Although I have taught economics for nearly half a century, and media attention to the budget should have been a help in interesting my students, I have always been, and remain,embarrassed by the national obsession with it. The only important thing about tomorrow's budget is how it will affect the macro economy: will Mr Osborne take a Keynesian view and use public spending and cuts in taxation to stimulate the economy, growth and employment. We already know the answer: he won't.
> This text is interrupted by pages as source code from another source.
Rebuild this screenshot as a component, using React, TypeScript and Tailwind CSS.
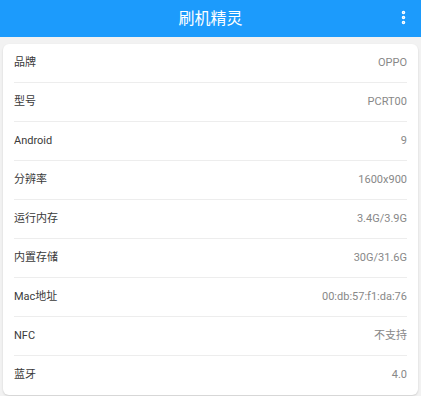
import { EllipsisVertical } from "lucide-react";

const rows: [string, string][] = [
  ["品牌", "OPPO"],
  ["型号", "PCRT00"],
  ["Android", "9"],
  ["分辨率", "1600x900"],
  ["运行内存", "3.4G/3.9G"],
  ["内置存储", "30G/31.6G"],
  ["Mac地址", "00:db:57:f1:da:76"],
  ["NFC", "不支持"],
  ["蓝牙", "4.0"],
];

export default function App() {
  return (
    <div
      className="w-[421px] h-[396px] overflow-hidden bg-[#f2f2f2]"
      style={{ fontFamily: 'Roboto, "Noto Sans CJK SC", sans-serif' }}
    >
      {/* HEADER */}
      <div className="relative h-[37px] bg-[#1c9bfc] flex items-center justify-center">
        <h1 className="text-white text-[16px] leading-none">刷机精灵</h1>
        <EllipsisVertical className="absolute right-[9px] top-[9px] text-white" size={17} strokeWidth={3} />
      </div>

      {/* INFO CARD */}
      <div className="mx-[3px] mt-[7px] bg-white rounded-[6px] shadow-[0_1px_2px_rgba(0,0,0,0.15)] px-[11px]">
        {rows.map(([label, value], i) => (
          <div
            key={label}
            className={
              "h-[39px] flex items-center justify-between text-[11px] " +
              (i < rows.length - 1 ? "border-b border-[#ededed]" : "")
            }
          >
            <span className="text-[#3a3a3a]">{label}</span>
            <span className="text-[#888888]">{value}</span>
          </div>
        ))}
      </div>
    </div>
  );
}
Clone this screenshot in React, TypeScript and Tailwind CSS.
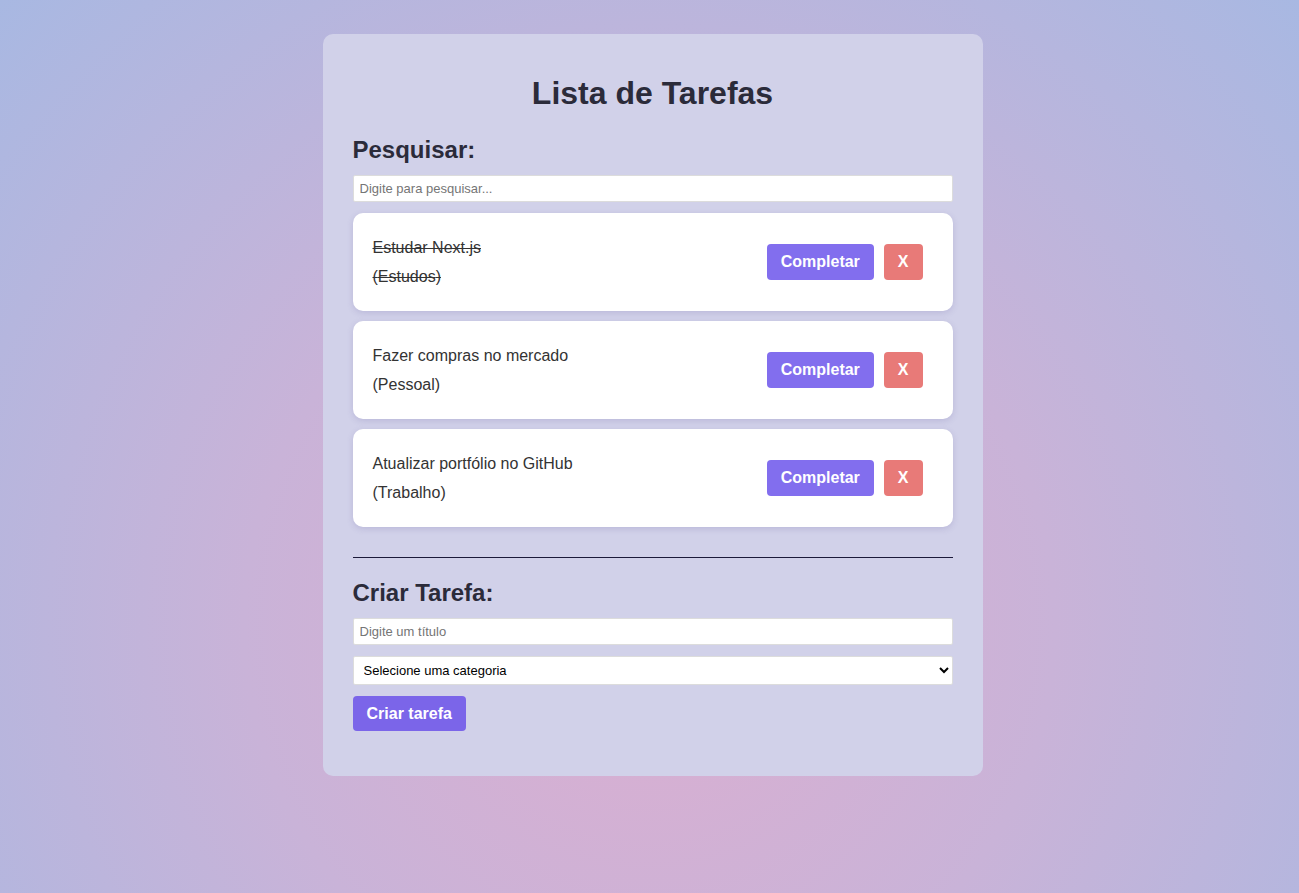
import { useState } from "react";

type Task = { id: number; title: string; category: string; done: boolean };

const initialTasks: Task[] = [
  { id: 1, title: "Estudar Next.js", category: "Estudos", done: true },
  { id: 2, title: "Fazer compras no mercado", category: "Pessoal", done: false },
  { id: 3, title: "Atualizar portfólio no GitHub", category: "Trabalho", done: false },
];

export default function App() {
  const [tasks, setTasks] = useState<Task[]>(initialTasks);
  const [search, setSearch] = useState("");

  const visible = tasks.filter((t) => t.title.toLowerCase().includes(search.toLowerCase()));

  return (
    <div className="min-h-screen w-full bg-[radial-gradient(circle_at_50%_70%,#dcaed0_0%,#c9b3d8_45%,#a8b8e2_100%)] pl-[6px] pt-[34px] pb-[117px] font-['Liberation_Sans',Arial,sans-serif]">
      <div className="mx-auto w-[660px] rounded-[10px] bg-[#d1d1e9] px-[30px] pt-[41px] pb-[45px] text-[#2b2b3a]">
        <h1 className="text-center text-[32px] font-bold leading-[37px]">Lista de Tarefas</h1>

        {/* Search */}
        <h2 className="mt-[24px] text-[24px] font-bold leading-[28px]">Pesquisar:</h2>
        <input
          type="text"
          value={search}
          onChange={(e) => setSearch(e.target.value)}
          placeholder="Digite para pesquisar..."
          className="mt-[11px] block h-[27px] w-full rounded-[2px] border border-[#dcdcdc] bg-white px-[6px] text-[13px] text-black outline-none placeholder:text-[#757575]"
        />

        {/* Task list */}
        <div className="mt-[11px] flex flex-col gap-[10px]">
          {visible.map((task) => (
            <div
              key={task.id}
              className="flex items-center justify-between rounded-[10px] bg-white py-[20px] pl-[20px] pr-[30px] shadow-[0_2px_6px_rgba(90,80,150,0.18)]"
            >
              <div className={`text-[16px] leading-[29px] text-[#333] ${task.done ? "line-through" : ""}`}>
                <p>{task.title}</p>
                <p>({task.category})</p>
              </div>
              <div className="flex gap-[10px]">
                <button
                  onClick={() =>
                    setTasks((prev) => prev.map((t) => (t.id === task.id ? { ...t, done: !t.done } : t)))
                  }
                  className="h-[36px] rounded-[4px] bg-[#826eee] px-[14px] text-[16px] font-bold text-white"
                >
                  Completar
                </button>
                <button
                  onClick={() => setTasks((prev) => prev.filter((t) => t.id !== task.id))}
                  className="h-[36px] rounded-[4px] bg-[#e87a78] px-[14px] text-[16px] font-bold text-white"
                >
                  X
                </button>
              </div>
            </div>
          ))}
        </div>

        <hr className="mt-[30px] border-0 border-t border-[#1c1a3a]" />

        {/* Create */}
        <h2 className="mt-[21px] text-[24px] font-bold leading-[28px]">Criar Tarefa:</h2>
        <input
          type="text"
          placeholder="Digite um título"
          className="mt-[11px] block h-[27px] w-full rounded-[2px] border border-[#dcdcdc] bg-white px-[6px] text-[13px] text-black outline-none placeholder:text-[#757575]"
        />
        <select
          defaultValue=""
          className="mt-[11px] block h-[29px] w-full rounded-[2px] border border-[#dcdcdc] bg-white px-[6px] text-[13px] text-black"
        >
          <option value="">Selecione uma categoria</option>
          <option value="Trabalho">Trabalho</option>
          <option value="Pessoal">Pessoal</option>
          <option value="Estudos">Estudos</option>
        </select>
        <button className="mt-[11px] h-[35px] rounded-[4px] bg-[#7b65e9] px-[14px] text-[16px] font-bold text-white">
          Criar tarefa
        </button>
      </div>
    </div>
  );
}
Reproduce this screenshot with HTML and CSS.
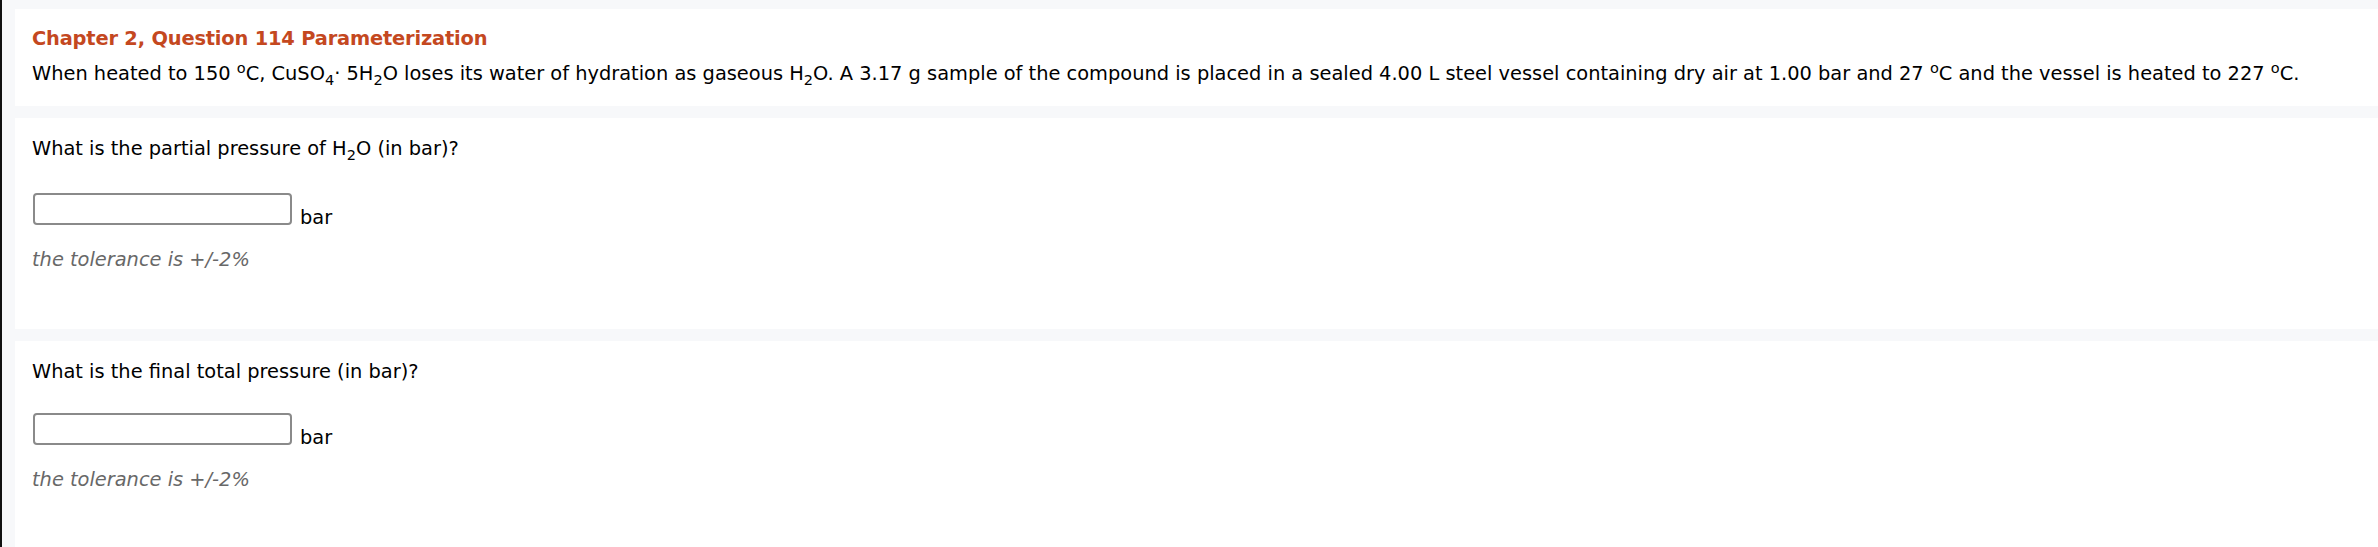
FILE: index.html
```html
<!DOCTYPE html>
<html lang="en">
<head>
<meta charset="utf-8">
<title>Chapter 2, Question 114 Parameterization</title>
<link rel="stylesheet" href="styles.css">
</head>
<body>
<div class="page">
  <section class="panel intro">
    <h1 class="title">Chapter 2, Question 114 Parameterization</h1>
    <p class="stem">When heated to 150 <sup>o</sup>C, CuSO<sub>4</sub>· 5H<sub>2</sub>O loses its water of hydration as gaseous H<sub>2</sub>O. A 3.17 g sample of the compound is placed in a sealed 4.00 L steel vessel containing dry air at 1.00 bar and 27 <sup>o</sup>C and the vessel is heated to 227 <sup>o</sup>C.</p>
  </section>
  <section class="panel question">
    <p class="prompt">What is the partial pressure of H<sub>2</sub>O (in bar)?</p>
    <div class="answer">
      <input class="field" type="text" aria-label="partial pressure of H2O">
      <span class="unit">bar</span>
    </div>
    <p class="tolerance">the tolerance is +/-2%</p>
  </section>
  <section class="panel question last">
    <p class="prompt">What is the final total pressure (in bar)?</p>
    <div class="answer">
      <input class="field" type="text" aria-label="final total pressure">
      <span class="unit">bar</span>
    </div>
    <p class="tolerance">the tolerance is +/-2%</p>
  </section>
</div>
</body>
</html>
```

FILE: styles.css
```css
html, body {
  margin: 0;
  padding: 0;
}

body {
  background: #f7f8fa;
  color: #000;
  font-family: "DejaVu Sans", Verdana, sans-serif;
  font-size: 19.4px;
  line-height: 23px;
}

.page {
  min-height: 100vh;
  box-sizing: border-box;
  border-left: 2px solid #111;
  padding: 9px 0 0 13px;
  display: flex;
  flex-direction: column;
  gap: 12px;
}

.panel {
  background: #fff;
  padding-left: 17px;
  padding-right: 20px;
}

.intro {
  padding-top: 17.75px;
  padding-bottom: 17.65px;
}

.title {
  margin: 0;
  font-size: 19.4px;
  line-height: 23px;
  font-weight: bold;
  letter-spacing: -0.17px;
  color: #c4481f;
}

.stem {
  margin: 10.2px 0 0;
}

sub, sup {
  font-size: 75%;
  line-height: normal;
}

.question {
  padding-top: 18.75px;
  padding-bottom: 58.15px;
}

.question.last {
  flex: 1;
}

.prompt {
  margin: 0;
}

.answer {
  margin-top: 30.5px;
  display: flex;
  align-items: flex-end;
}

.field {
  width: 259px;
  height: 32px;
  box-sizing: border-box;
  margin: 0 0 0 1px;
  padding: 0 6px;
  border: 2px solid #8a8a8a;
  border-radius: 4px;
  background: #fff;
  font: inherit;
}

.unit {
  margin-left: 8px;
  margin-bottom: -3.5px;
}

.tolerance {
  margin: 23px 0 0;
  font-style: italic;
  color: #686868;
}
```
Yet on Thursday the papers, the saintly Guardian being no exception, will be full of naval gazing tables telling us the gains and losses to the single young, the family with two children, the single and married pensioner etc. These changes will be minuscule: a few percentages here and there which are hardly likely to make a serious dent in the comfortable lifestyles of the overwhelming majority. And we already know that Mr Osborne, along with his Labour and Liberal Democrat counterparts, will lack the political courage to make the comfortable share just a little bit of our wealth so that those seriously affected by the recession are adequately compensated.
According to a news bulletin on BBC Radio 4 today, Reginald Maudling brought joy to the nation in his 1953 budget by increasing the sugar ration so we could all bake more cakes to celebrate the coronation. That should put today's alleged austerity into perspective.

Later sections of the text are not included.